Since Omega 1.4.8, the following C-like escape sequences are supported for parameter values enclosed in double quotes: \\, \", \0, \t, \n, \r, and \x followed by two hex digits.

The actions are applied in the specified order to each field listed, and fields can be listed in several lines.

Comments are allowed on a line by themselves, introduced by a #.

Here's an example:

desc1 : unhtml index truncate=200 field=sample
desc2 desc3 desc4 : unhtml index
# This is a comment.
name : field=caption weight=3 index
ref : field=ref boolean=Q unique=Q
type : field=type boolean=XT

Don't put spaces around the = separating an action and its argument - current versions allow spaces here (though this was never documented as supported) but it leads to a missing argument quietly swallowing the next action rather than using an empty value or giving an error, e.g. this takes hash as the field name, which is unlikely to be what was intended:

url : field= hash boolean=Q unique=Q

Since 1.4.6 a deprecation warning is emitted for spaces before or after the =.

The actions are:

boolean[=PREFIX]
index the text as a single boolean term (with prefix PREFIX). If there's no text, no term is added. Omega expects certain prefixes to be used for certain purposes - those starting "X" are reserved for user applications. Q is conventionally used as the prefix for a unique ID term.
date=FORMAT

generate D-, M- and Y-prefixed terms for date range searching (e.g. D20021221, M200212 and Y2002 for the 21st December 2002). The following values for FORMAT are supported:

  • unix: the value is interpreted as a Unix local time_t (seconds since the start of 1970 in the local timezone).
  • unixutc: the value is interpreted as a Unix UTC time_t (seconds since the start of 1970 in UTC). (Since Omega 1.4.12)
  • yyyymmdd: the value is interpreted as an 8 digit string, e.g. 20021221 for 21st December 2002.

Unknown formats give an error at script parse time since Omega 1.4.12 (in earlier versions unknown formats uselessly resulted in the terms D, M and Y literally being added to every document).

Invalid values result in no terms being added (and since Omega 1.4.12 a warning is emitted).

field[=FIELDNAME]
add as a field to the Xapian record.

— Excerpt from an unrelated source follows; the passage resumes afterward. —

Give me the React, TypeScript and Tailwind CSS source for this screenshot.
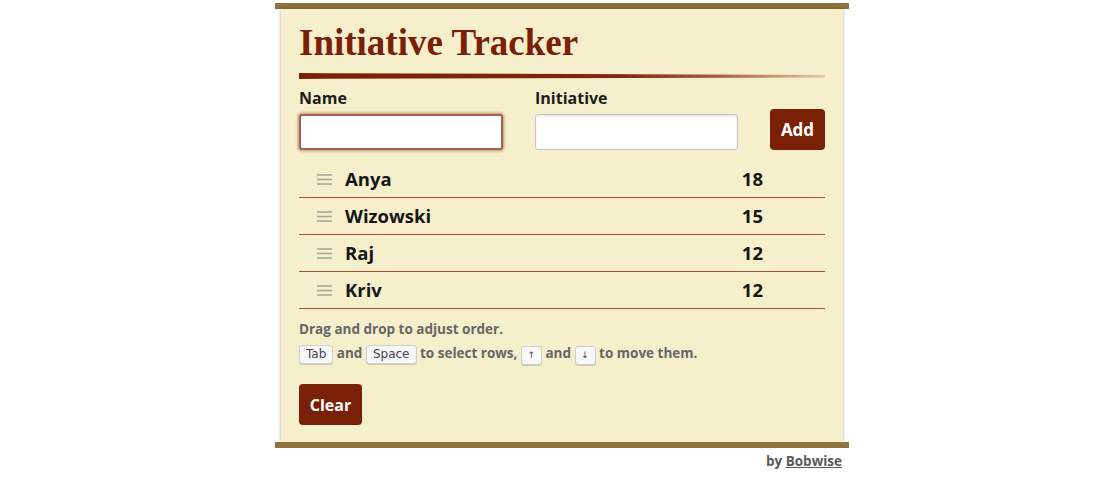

FIELDNAME defaults to the field name in the dumpfile. It is valid to have more than one instance of a given field: all instances will be processed and stored in the Xapian record.
gap[=SIZE]
leave a gap of SIZE term positions. SIZE defaults to 100. This provides a way to stop phrases, NEAR and ADJ from matching across fields.
hash[=LENGTH]
Xapian has a limit on the length of a term. To handle arbitrarily long URLs as terms, omindex implements a scheme where the end of a long URL is hashed (short URLs are left as-is). You can use this same scheme in scriptindex. LENGTH defaults to 239, which if you index with prefix "U" produces url terms compatible with omindex. If specified, LENGTH must be at least 6 (because the hash takes 6 characters).
hextobin

converts pairs of hex digits to binary byte values (providing a way to specify arbitrary binary strings e.g. for use in a document value slot). The input must have an even length and be composed entirely of hex digits (if it isn't, an error is reported).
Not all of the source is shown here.